Je donnai hier à dîner à la Troche, à l’abbé Arnauld[9], à M. de Varennes[10], dans ma petite maison, que je n’aime que parce qu’il semble qu’elle n’ait été faite que pour me donner la joie de vous y recevoir tous deux.


Depuis que j’ai commencé cette lettre, j’ai vu le Marseille. Il m’a paru doux comme un mouton ; nous ne sommes entrés dans aucune controverse ; nous avons parlé des merveilles que nous ferons, Monsieur d’Uzès et moi, pour cimenter une bonne paix. Je ne souffrirois pas aisément le retour de Mme de Monaco, sans l’espérance de vous ramener aussi : mon bon naturel n’est point changé. Je sais, à n’en pouvoir douter, que la Marans craint votre retour au delà de tout ce qu’on craint le plus. Soyez persuadée qu’elle l’empêcheroit, si elle pouvoit ; elle ne sauroit soutenir votre présence. Si vous vouliez me dire un petit mot de plus sur les méchancetés qu’on vous a faites, peut-être vous pourrois-je donner de grandes lumières pour découvrir d’où elles viennent. Vous avez de l’obligation à Langlade ; ce n’est point un écriveux ; mais il paroît votre ami en toute occasion. Il a dit des merveilles à Monsieur de Marseille, et l’a plus embarrassé que tous les autres. M. d’Irval[11] est parti pour Lyon, et puis à Venise : l’équipage de Jean de Paris[12] n’étoit qu’un peigne dans un chausson au prix du sien[13]. Il dit de vous : Tanto t’odierò quanto t’amai[14] il prétend que vous l’avez méprisé. M. de Marsillac mande qu’ils sont partis le 10 pour une grande expédition : M. de Turenne a marché le premier avec vingt mille hommes.

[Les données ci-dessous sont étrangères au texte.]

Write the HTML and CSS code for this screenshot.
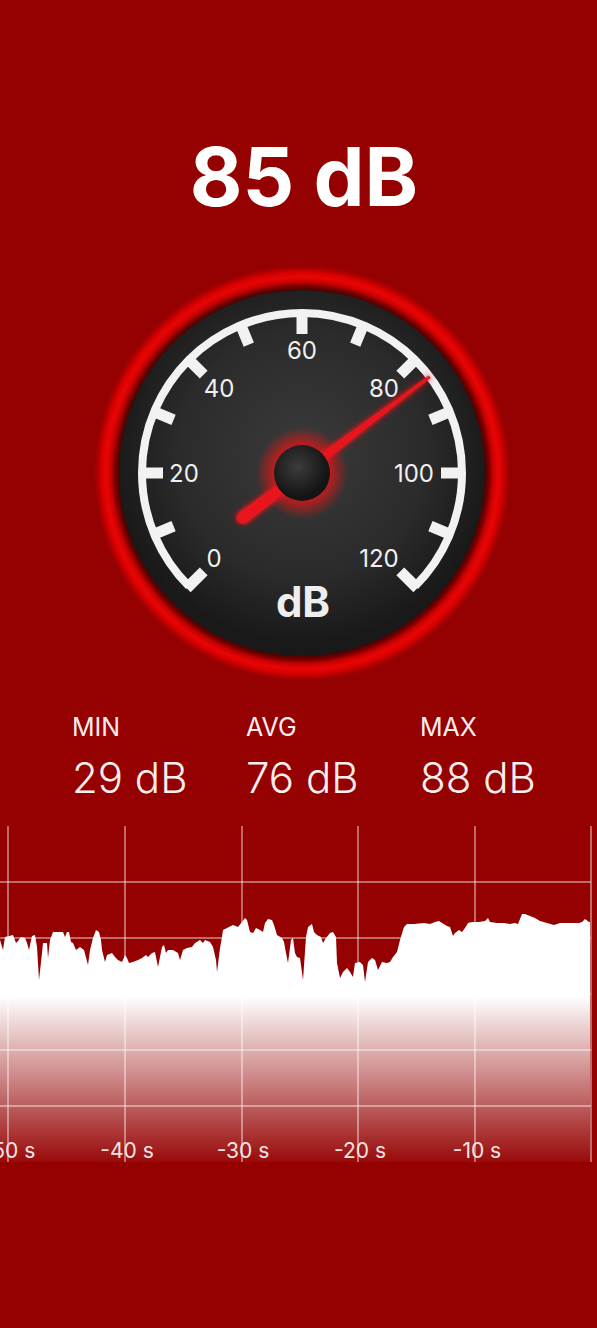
FILE: index.html
```html
<!DOCTYPE html>
<html lang="en">
<head>
    <meta charset="UTF-8">
    <meta name="viewport" content="width=device-width, initial-scale=1.0">
    <title>Sound Meter</title>
    <link rel="stylesheet" href="styles.css">
</head>
<body>
    <main class="meter">
        <h1 class="reading">85 dB</h1>

        <!-- gauge -->
        <div class="gauge-wrap">
            <svg class="gauge" viewBox="-210 -210 420 420" width="420" height="420">
                <defs>
                    <radialGradient id="ring" cx="0" cy="0" r="208" gradientUnits="userSpaceOnUse">
                        <stop offset="0.87" stop-color="#3a0000"/>
                        <stop offset="0.9" stop-color="#7a0000"/>
                        <stop offset="0.918" stop-color="#c80000"/>
                        <stop offset="0.942" stop-color="#e60606"/>
                        <stop offset="0.962" stop-color="#dc0000"/>
                        <stop offset="0.98" stop-color="#b40000"/>
                        <stop offset="1" stop-color="#950000"/>
                    </radialGradient>
                    <radialGradient id="face" cx="0" cy="-20" r="190" gradientUnits="userSpaceOnUse">
                        <stop offset="0" stop-color="#3a3a3a"/>
                        <stop offset="0.65" stop-color="#2b2b2b"/>
                        <stop offset="1" stop-color="#191919"/>
                    </radialGradient>
                    <radialGradient id="halo" cx="0" cy="0" r="46" gradientUnits="userSpaceOnUse">
                        <stop offset="0.55" stop-color="#ff1010" stop-opacity="0.75"/>
                        <stop offset="1" stop-color="#ff1010" stop-opacity="0"/>
                    </radialGradient>
                    <radialGradient id="hub" cx="-4" cy="-6" r="30" gradientUnits="userSpaceOnUse">
                        <stop offset="0" stop-color="#3c3c3c"/>
                        <stop offset="1" stop-color="#141414"/>
                    </radialGradient>
                    <filter id="glow" x="-50%" y="-50%" width="200%" height="200%">
                        <feGaussianBlur stdDeviation="3" result="blur"/>
                        <feMerge>
                            <feMergeNode in="blur"/>
                            <feMergeNode in="SourceGraphic"/>
                        </feMerge>
                    </filter>
                </defs>

                <circle r="208" fill="url(#ring)"/>
                <circle r="183" fill="url(#face)"/>

                <path class="scale" d="M -113.14 113.14 A 160 160 0 1 1 113.14 113.14"/>
                <g class="ticks">
                    <rect x="-5.5" y="-163" width="11" height="24" transform="rotate(-135)"/>
                    <rect x="-5.5" y="-163" width="11" height="24" transform="rotate(-112.5)"/>
                    <rect x="-5.5" y="-163" width="11" height="24" transform="rotate(-90)"/>
                    <rect x="-5.5" y="-163" width="11" height="24" transform="rotate(-67.5)"/>
                    <rect x="-5.5" y="-163" width="11" height="24" transform="rotate(-45)"/>
                    <rect x="-5.5" y="-163" width="11" height="24" transform="rotate(-22.5)"/>
                    <rect x="-5.5" y="-163" width="11" height="24"/>
                    <rect x="-5.5" y="-163" width="11" height="24" transform="rotate(22.5)"/>
                    <rect x="-5.5" y="-163" width="11" height="24" transform="rotate(45)"/>
                    <rect x="-5.5" y="-163" width="11" height="24" transform="rotate(67.5)"/>
                    <rect x="-5.5" y="-163" width="11" height="24" transform="rotate(90)"/>
                    <rect x="-5.5" y="-163" width="11" height="24" transform="rotate(112.5)"/>
                    <rect x="-5.5" y="-163" width="11" height="24" transform="rotate(135)"/>
                </g>

                <g class="scale-labels">
                    <text x="-88" y="94">0</text>
                    <text x="-118" y="9">20</text>
                    <text x="-83" y="-76">40</text>
                    <text x="0" y="-114">60</text>
                    <text x="82" y="-76">80</text>
                    <text x="112" y="9">100</text>
                    <text x="77" y="94">120</text>
                </g>
                <text class="unit" x="1" y="144">dB</text>

                <circle r="46" fill="url(#halo)"/>
                <g transform="rotate(53)" filter="url(#glow)">
                    <path class="needle" d="M -1.6 -160 L 1.6 -160 L 6.5 74 A 6.5 6.5 0 0 1 -6.5 74 Z"/>
                </g>
                <circle r="28" fill="url(#hub)"/>
            </svg>
        </div>

        <section class="stats">
            <div class="stat">
                <div class="stat-label">MIN</div>
                <div class="stat-value">29 dB</div>
            </div>
            <div class="stat">
                <div class="stat-label">AVG</div>
                <div class="stat-value">76 dB</div>
            </div>
            <div class="stat">
                <div class="stat-label">MAX</div>
                <div class="stat-value">88 dB</div>
            </div>
        </section>
    </main>

    <!-- last 60 seconds -->
    <section class="history">
        <svg class="history-chart" viewBox="0 826 597 336" width="597" height="336">
            <defs>
                <linearGradient id="fade" x1="0" y1="996" x2="0" y2="1162" gradientUnits="userSpaceOnUse">
                    <stop offset="0" stop-color="#fff" stop-opacity="1"/>
                    <stop offset="1" stop-color="#fff" stop-opacity="0.04"/>
                </linearGradient>
            </defs>
            <path class="level" fill="url(#fade)" d="M0 940 L3 950 L5 937 L13 935 L16 943 L18 941 L21 937 L25 938 L27 943 L29 950 L32 936 L35 935 L37 947 L39 980 L42 953 L43 943 L47 943 L48 958 L50 940 L53 932 L63 932 L65 937 L67 932 L69 932 L71 942 L73 943 L76 950 L80 947 L84 950 L88 965 L90 950 L93 938 L96 930 L99 932 L101 940 L102 950 L105 962 L107 955 L112 953 L115 957 L118 960 L122 962 L125 955 L127 958 L129 963 L133 962 L138 960 L142 958 L146 955 L148 957 L152 953 L155 952 L158 967 L162 947 L164 945 L166 953 L168 950 L173 950 L178 953 L180 960 L183 950 L187 948 L192 947 L195 943 L200 940 L203 943 L205 940 L210 942 L213 947 L216 960 L217 972 L220 948 L222 937 L223 930 L227 928 L233 925 L238 927 L242 922 L245 918 L247 920 L250 932 L253 933 L256 928 L260 930 L263 932 L265 923 L268 919 L272 920 L274 925 L277 935 L282 938 L284 942 L286 953 L288 963 L291 940 L293 938 L295 953 L297 957 L300 958 L303 980 L306 937 L308 927 L312 924 L314 932 L317 935 L321 937 L323 943 L326 938 L330 933 L333 932 L336 937 L337 963 L340 978 L343 972 L347 968 L350 972 L353 977 L355 963 L360 962 L363 965 L365 982 L368 962 L372 958 L375 960 L378 970 L382 962 L387 963 L390 962 L393 957 L397 952 L400 940 L404 927 L407 924 L414 924 L424 923 L430 924 L435 922 L439 921 L442 923 L447 926 L450 927 L453 936 L455 933 L459 930 L462 932 L465 928 L468 923 L472 922 L479 922 L485 921 L488 918 L490 922 L497 923 L504 923 L510 924 L515 923 L518 924 L522 914 L525 914 L530 916 L535 918 L540 921 L547 923 L554 925 L560 923 L570 923 L579 923 L582 922 L585 919 L589 922 L590 922 L590 1162 L0 1162 Z"/>
            <g class="grid">
                <line x1="8" y1="826" x2="8" y2="1162"/>
                <line x1="125" y1="826" x2="125" y2="1162"/>
                <line x1="242" y1="826" x2="242" y2="1162"/>
                <line x1="358" y1="826" x2="358" y2="1162"/>
                <line x1="475" y1="826" x2="475" y2="1162"/>
                <line x1="591" y1="826" x2="591" y2="1162"/>
                <line x1="0" y1="882" x2="591" y2="882"/>
                <line x1="0" y1="938" x2="591" y2="938"/>
                <line x1="0" y1="994" x2="591" y2="994"/>
                <line x1="0" y1="1050" x2="591" y2="1050"/>
                <line x1="0" y1="1106" x2="591" y2="1106"/>
            </g>
            <g class="axis">
                <text x="9" y="1158">-50 s</text>
                <text x="127" y="1158">-40 s</text>
                <text x="243" y="1158">-30 s</text>
                <text x="360" y="1158">-20 s</text>
                <text x="477" y="1158">-10 s</text>
            </g>
        </svg>
    </section>
</body>
</html>
```

FILE: styles.css
```css
body {
    margin: 0;
    background: #950000;
    color: #fbeeee;
    font-family: Inter, 'Liberation Sans', sans-serif;
}

.meter {
    padding-left: 6px;
}

.reading {
    margin: 137px 0 0;
    padding-left: 5px;
    font-size: 81px;
    font-weight: 700;
    line-height: 1;
    text-align: center;
    color: #fff;
}

.gauge-wrap {
    display: flex;
    justify-content: center;
    margin-top: 45px;
}

.gauge {
    display: block;
}

.gauge .scale {
    fill: none;
    stroke: #f2f2f2;
    stroke-width: 8;
}

.gauge .ticks rect {
    fill: #f2f2f2;
}

.gauge .scale-labels text {
    font-family: Inter, 'Liberation Sans', sans-serif;
    font-size: 24px;
    fill: #f0f0f0;
    text-anchor: middle;
}

.gauge .unit {
    font-family: Inter, 'Liberation Sans', sans-serif;
    font-size: 42px;
    font-weight: 700;
    fill: #eeeeee;
    text-anchor: middle;
}

.gauge .needle {
    fill: #e8141c;
}

/* min / avg / max */
.stats {
    display: grid;
    grid-template-columns: repeat(3, 174px);
    padding-left: 66px;
    margin-top: 32px;
}

.stat-label {
    font-size: 25px;
    line-height: 1;
}

.stat-value {
    margin-top: 17px;
    font-size: 42px;
    font-weight: 300;
    line-height: 1;
}

/* history chart */
.history {
    margin-top: 27px;
}

.history-chart {
    display: block;
}

.history-chart .grid line {
    stroke: rgba(255, 255, 255, 0.55);
    stroke-width: 1.5;
}

.history-chart .axis text {
    font-family: Inter, 'Liberation Sans', sans-serif;
    font-size: 21px;
    fill: #f5e4e4;
    text-anchor: middle;
}
```
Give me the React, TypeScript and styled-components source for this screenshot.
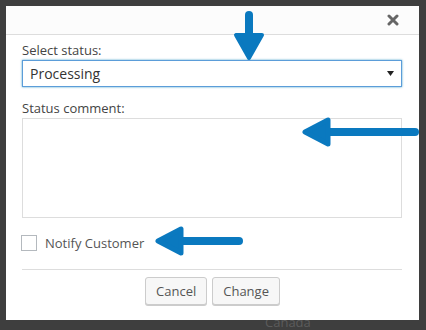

  1. Lettre 274. — 1. Petit poisson blanc d’eau douce. « On dit proverbialement : sain comme un gardon. » (Dictionnaire de l’Académie de 1694.)
  2. 2. Voyez la lettre du 22 janvier précédent, tome II, p. 475.
  3. 3. Voyez l’Histoire de Thrasibule et d’Alcionide au livre III de la troisième partie du Grand Cyrus.
  4. 4. Commandant la marine à Toulon. (Note de Perrin.) — Voyez la note 1 de la lettre du 16 mai suivant à Mme de Grignan.
  5. 5. M. de Vivonne, qui étoit excessivement gros. (Note de Perrin, 1734.) — Voyez la note 5 de la lettre 148.
  6. 6. Voyez la fin de la lettre. — La Gazette, sous la rubrique de Charleroi, 9 mai, annonce que le Roi « vient de faire partir l’avant-garde, sous le vicomte de Turenne, au nombre de plus de vingt mille hommes… mais on ne sait point encore à quel dessein, si ce n’est, comme le croient quelques-uns, pour aller couper les passages aux secours de Maestricht. »
  7. 7. Michel-Adriensz de Ruyter, né en 1607 à Flessingue, mortellement blessé devant Catane le 22 avril 1676.
  8. 8. C’était un faux bruit. Un combat avait eu lieu entre une frégate française et un petit bâtiment hollandais, dont la frégate s’était emparée. Les deux flottes anglaise et française firent leur jonction le 16 mai à Portsmouth. — Sur le comte d’Estrées, voyez la note 4 de la lettre 147.
  9. 9. Voyez la note 4 de la lettre 51, et plus loin la lettre 279, note 7.
  10. 10. Sans doute l’oncle de Mme de la Troche ; Mme de Sévigné annonce sa mort dans la lettre du 28 juillet 1680.
  11. 11. Voyez la note 19 de la lettre 132, tome II, p. 56.
  12. 12. Voyez la note 9 de la lettre 186, tome II, p. 290.
  13. 13. Saint-Amant, dans le poëme intitulé la Chambre du débauché, parle du

    …Déshabiller d’un page,
    Où le luxe mis hors d’arçon
    Ne montre pour tout équipage
    Qu’un peigne dedans un chausson.


  14. 14. Je te haïrai autant que je t’aimai. C’est avec le changement d’agiterò en odierò, ce vers des imprécations d’Armide contre Renaud, au XVIe chant (stance 58) de la Jérusalem délivrée :

    Tanto t’agiterò, quanto t’amai.

    Il est revenu, tel que nous le citons, sous la plume de Mme de Sévigné, dans sa lettre au comte de Guitaut du 23 janvier 1682.